----- EXCERPTED DATA

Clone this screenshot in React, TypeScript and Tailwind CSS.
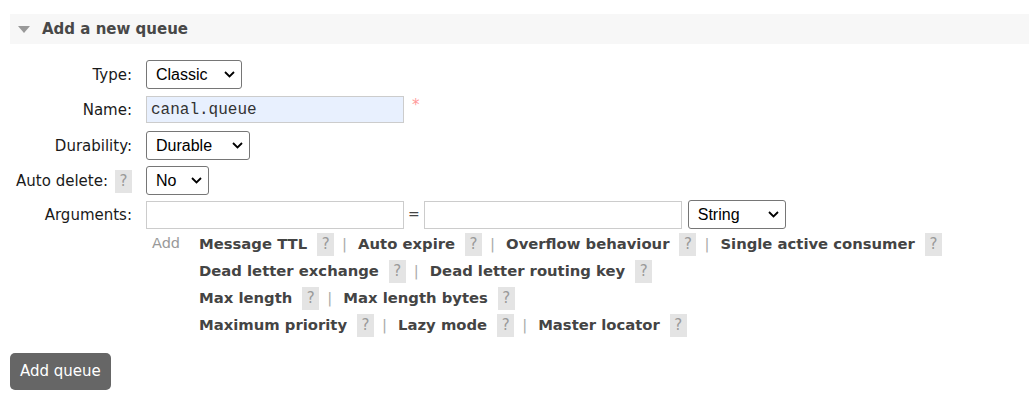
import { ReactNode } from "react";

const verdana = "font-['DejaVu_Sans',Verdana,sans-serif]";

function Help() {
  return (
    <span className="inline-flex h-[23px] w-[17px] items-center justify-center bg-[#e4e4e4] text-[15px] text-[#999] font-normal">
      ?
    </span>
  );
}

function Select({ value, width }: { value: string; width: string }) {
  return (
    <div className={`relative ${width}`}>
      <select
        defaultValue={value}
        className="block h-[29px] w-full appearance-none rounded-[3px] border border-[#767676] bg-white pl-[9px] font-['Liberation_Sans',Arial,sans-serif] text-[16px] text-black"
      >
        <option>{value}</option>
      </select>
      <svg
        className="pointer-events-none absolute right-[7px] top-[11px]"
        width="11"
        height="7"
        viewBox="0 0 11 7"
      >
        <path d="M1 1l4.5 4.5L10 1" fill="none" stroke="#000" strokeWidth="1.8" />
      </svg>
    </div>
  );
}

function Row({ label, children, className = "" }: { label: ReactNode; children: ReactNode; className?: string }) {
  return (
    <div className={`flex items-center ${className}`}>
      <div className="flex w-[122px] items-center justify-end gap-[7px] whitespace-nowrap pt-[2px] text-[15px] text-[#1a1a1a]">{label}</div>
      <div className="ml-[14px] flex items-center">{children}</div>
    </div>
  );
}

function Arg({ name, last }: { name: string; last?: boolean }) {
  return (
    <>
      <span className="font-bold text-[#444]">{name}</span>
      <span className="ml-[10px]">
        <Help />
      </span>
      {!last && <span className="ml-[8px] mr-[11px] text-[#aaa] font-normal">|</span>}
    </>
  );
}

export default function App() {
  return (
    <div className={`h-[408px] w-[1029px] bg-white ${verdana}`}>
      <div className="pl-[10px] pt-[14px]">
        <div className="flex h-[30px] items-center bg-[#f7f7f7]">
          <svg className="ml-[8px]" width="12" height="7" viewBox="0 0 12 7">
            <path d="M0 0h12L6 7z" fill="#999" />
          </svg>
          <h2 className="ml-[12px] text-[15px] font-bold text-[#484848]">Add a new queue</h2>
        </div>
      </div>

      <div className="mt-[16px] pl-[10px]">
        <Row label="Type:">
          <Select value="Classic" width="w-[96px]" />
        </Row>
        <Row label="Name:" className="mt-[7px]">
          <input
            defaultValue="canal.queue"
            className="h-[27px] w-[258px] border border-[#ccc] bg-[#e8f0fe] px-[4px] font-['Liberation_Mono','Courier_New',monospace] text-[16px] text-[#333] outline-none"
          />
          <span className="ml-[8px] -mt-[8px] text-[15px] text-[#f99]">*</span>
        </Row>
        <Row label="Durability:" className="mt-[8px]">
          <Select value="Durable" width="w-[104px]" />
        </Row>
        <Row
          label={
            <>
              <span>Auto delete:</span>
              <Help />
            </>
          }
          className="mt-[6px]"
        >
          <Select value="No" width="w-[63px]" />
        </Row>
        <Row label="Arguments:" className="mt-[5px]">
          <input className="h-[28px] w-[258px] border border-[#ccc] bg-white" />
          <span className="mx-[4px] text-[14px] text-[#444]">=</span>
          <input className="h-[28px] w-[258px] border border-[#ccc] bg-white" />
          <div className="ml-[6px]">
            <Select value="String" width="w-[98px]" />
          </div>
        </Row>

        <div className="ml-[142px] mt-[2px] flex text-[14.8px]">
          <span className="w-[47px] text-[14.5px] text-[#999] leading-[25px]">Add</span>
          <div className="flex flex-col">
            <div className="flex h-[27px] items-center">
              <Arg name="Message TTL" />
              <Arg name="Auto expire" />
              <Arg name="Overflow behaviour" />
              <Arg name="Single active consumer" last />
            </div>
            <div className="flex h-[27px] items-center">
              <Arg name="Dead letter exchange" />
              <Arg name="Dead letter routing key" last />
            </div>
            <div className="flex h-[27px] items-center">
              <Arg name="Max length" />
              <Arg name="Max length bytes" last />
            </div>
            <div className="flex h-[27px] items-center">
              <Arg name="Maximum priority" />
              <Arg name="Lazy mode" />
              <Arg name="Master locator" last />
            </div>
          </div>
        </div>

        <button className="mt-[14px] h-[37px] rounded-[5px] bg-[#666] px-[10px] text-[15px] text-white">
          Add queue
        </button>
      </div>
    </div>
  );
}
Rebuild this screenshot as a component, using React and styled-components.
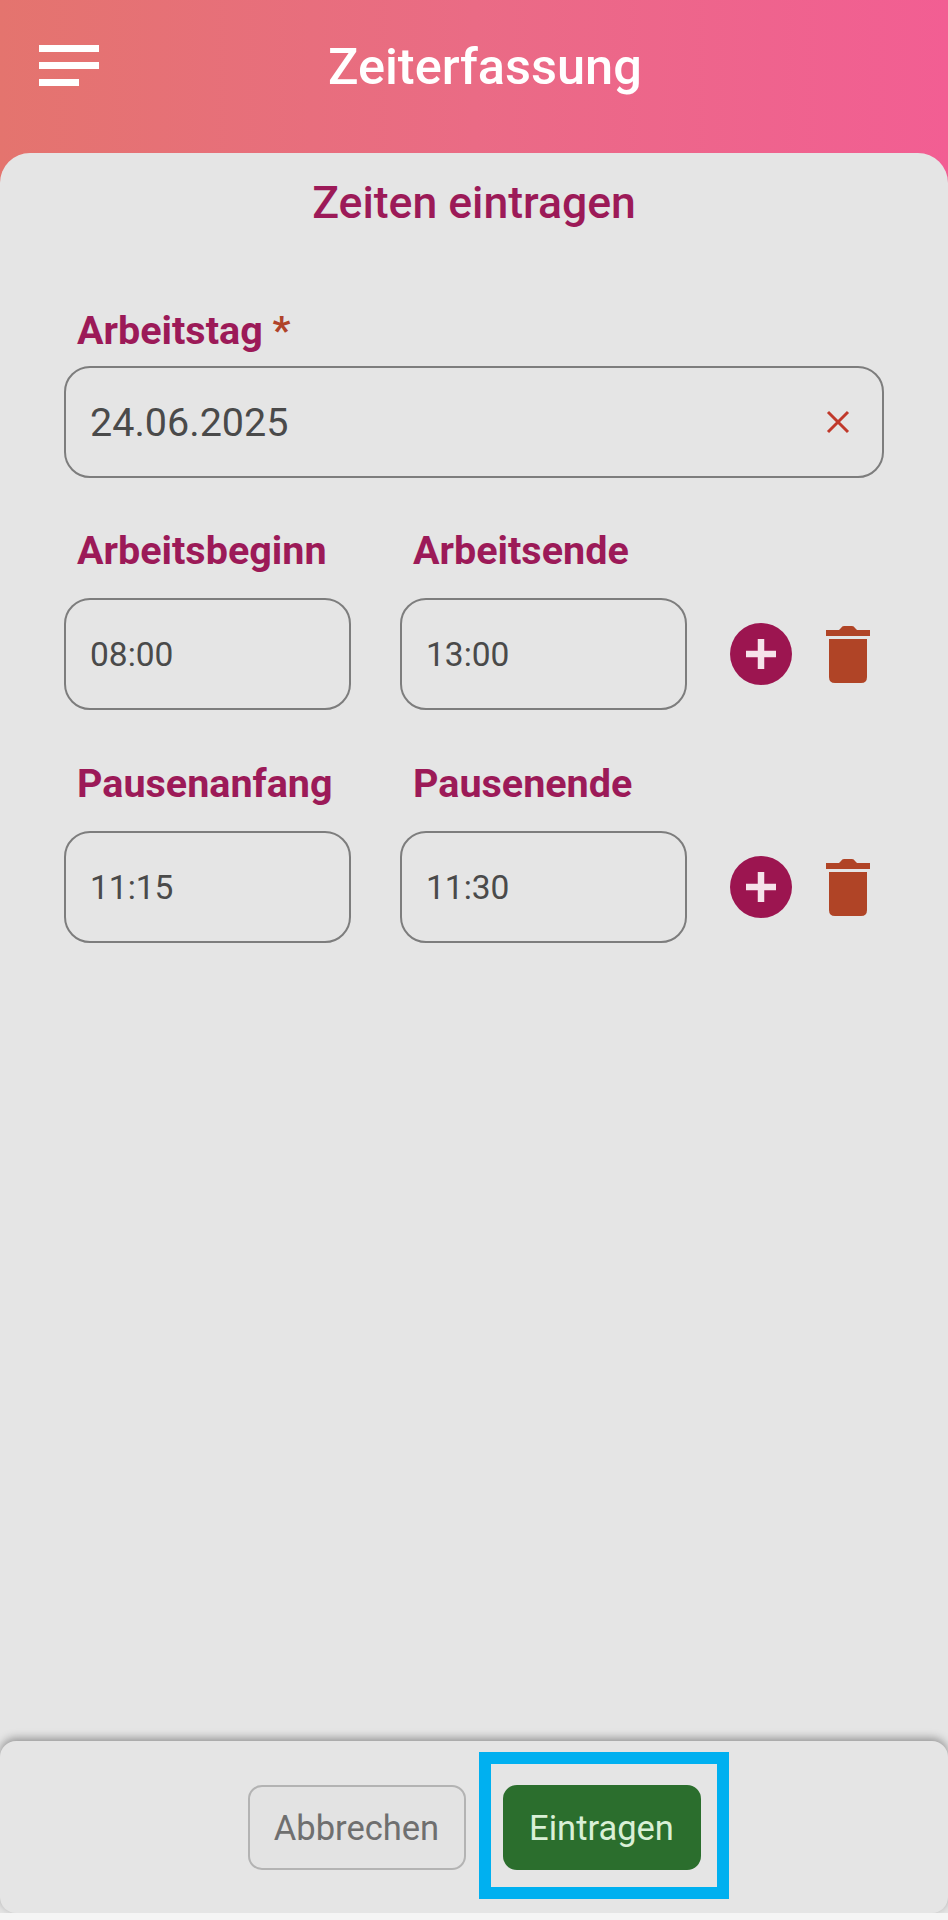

----------

__EXERCISE TASK__
Leave the pictures out and reproduce all of the records exactly.

__WRITTEN ANSWER__
Clone this screenshot in React, TypeScript and Tailwind CSS.
import { ReactNode } from "react";

const verdana = "font-['DejaVu_Sans',Verdana,sans-serif]";

function Help() {
  return (
    <span className="inline-flex h-[23px] w-[17px] items-center justify-center bg-[#e4e4e4] text-[15px] text-[#999] font-normal">
      ?
    </span>
  );
}

function Select({ value, width }: { value: string; width: string }) {
  return (
    <div className={`relative ${width}`}>
      <select
        defaultValue={value}
        className="block h-[29px] w-full appearance-none rounded-[3px] border border-[#767676] bg-white pl-[9px] font-['Liberation_Sans',Arial,sans-serif] text-[16px] text-black"
      >
        <option>{value}</option>
      </select>
      <svg
        className="pointer-events-none absolute right-[7px] top-[11px]"
        width="11"
        height="7"
        viewBox="0 0 11 7"
      >
        <path d="M1 1l4.5 4.5L10 1" fill="none" stroke="#000" strokeWidth="1.8" />
      </svg>
    </div>
  );
}

function Row({ label, children, className = "" }: { label: ReactNode; children: ReactNode; className?: string }) {
  return (
    <div className={`flex items-center ${className}`}>
      <div className="flex w-[122px] items-center justify-end gap-[7px] whitespace-nowrap pt-[2px] text-[15px] text-[#1a1a1a]">{label}</div>
      <div className="ml-[14px] flex items-center">{children}</div>
    </div>
  );
}

function Arg({ name, last }: { name: string; last?: boolean }) {
  return (
    <>
      <span className="font-bold text-[#444]">{name}</span>
      <span className="ml-[10px]">
        <Help />
      </span>
      {!last && <span className="ml-[8px] mr-[11px] text-[#aaa] font-normal">|</span>}
    </>
  );
}

export default function App() {
  return (
    <div className={`h-[408px] w-[1029px] bg-white ${verdana}`}>
      <div className="pl-[10px] pt-[14px]">
        <div className="flex h-[30px] items-center bg-[#f7f7f7]">
          <svg className="ml-[8px]" width="12" height="7" viewBox="0 0 12 7">
            <path d="M0 0h12L6 7z" fill="#999" />
          </svg>
          <h2 className="ml-[12px] text-[15px] font-bold text-[#484848]">Add a new queue</h2>
        </div>
      </div>

      <div className="mt-[16px] pl-[10px]">
        <Row label="Type:">
          <Select value="Classic" width="w-[96px]" />
        </Row>
        <Row label="Name:" className="mt-[7px]">
          <input
            defaultValue="canal.queue"
            className="h-[27px] w-[258px] border border-[#ccc] bg-[#e8f0fe] px-[4px] font-['Liberation_Mono','Courier_New',monospace] text-[16px] text-[#333] outline-none"
          />
          <span className="ml-[8px] -mt-[8px] text-[15px] text-[#f99]">*</span>
        </Row>
        <Row label="Durability:" className="mt-[8px]">
          <Select value="Durable" width="w-[104px]" />
        </Row>
        <Row
          label={
            <>
              <span>Auto delete:</span>
              <Help />
            </>
          }
          className="mt-[6px]"
        >
          <Select value="No" width="w-[63px]" />
        </Row>
        <Row label="Arguments:" className="mt-[5px]">
          <input className="h-[28px] w-[258px] border border-[#ccc] bg-white" />
          <span className="mx-[4px] text-[14px] text-[#444]">=</span>
          <input className="h-[28px] w-[258px] border border-[#ccc] bg-white" />
          <div className="ml-[6px]">
            <Select value="String" width="w-[98px]" />
          </div>
        </Row>

        <div className="ml-[142px] mt-[2px] flex text-[14.8px]">
          <span className="w-[47px] text-[14.5px] text-[#999] leading-[25px]">Add</span>
          <div className="flex flex-col">
            <div className="flex h-[27px] items-center">
              <Arg name="Message TTL" />
              <Arg name="Auto expire" />
              <Arg name="Overflow behaviour" />
              <Arg name="Single active consumer" last />
            </div>
            <div className="flex h-[27px] items-center">
              <Arg name="Dead letter exchange" />
              <Arg name="Dead letter routing key" last />
            </div>
            <div className="flex h-[27px] items-center">
              <Arg name="Max length" />
              <Arg name="Max length bytes" last />
            </div>
            <div className="flex h-[27px] items-center">
              <Arg name="Maximum priority" />
              <Arg name="Lazy mode" />
              <Arg name="Master locator" last />
            </div>
          </div>
        </div>

        <button className="mt-[14px] h-[37px] rounded-[5px] bg-[#666] px-[10px] text-[15px] text-white">
          Add queue
        </button>
      </div>
    </div>
  );
}
Rebuild this screenshot as a component, using React and styled-components.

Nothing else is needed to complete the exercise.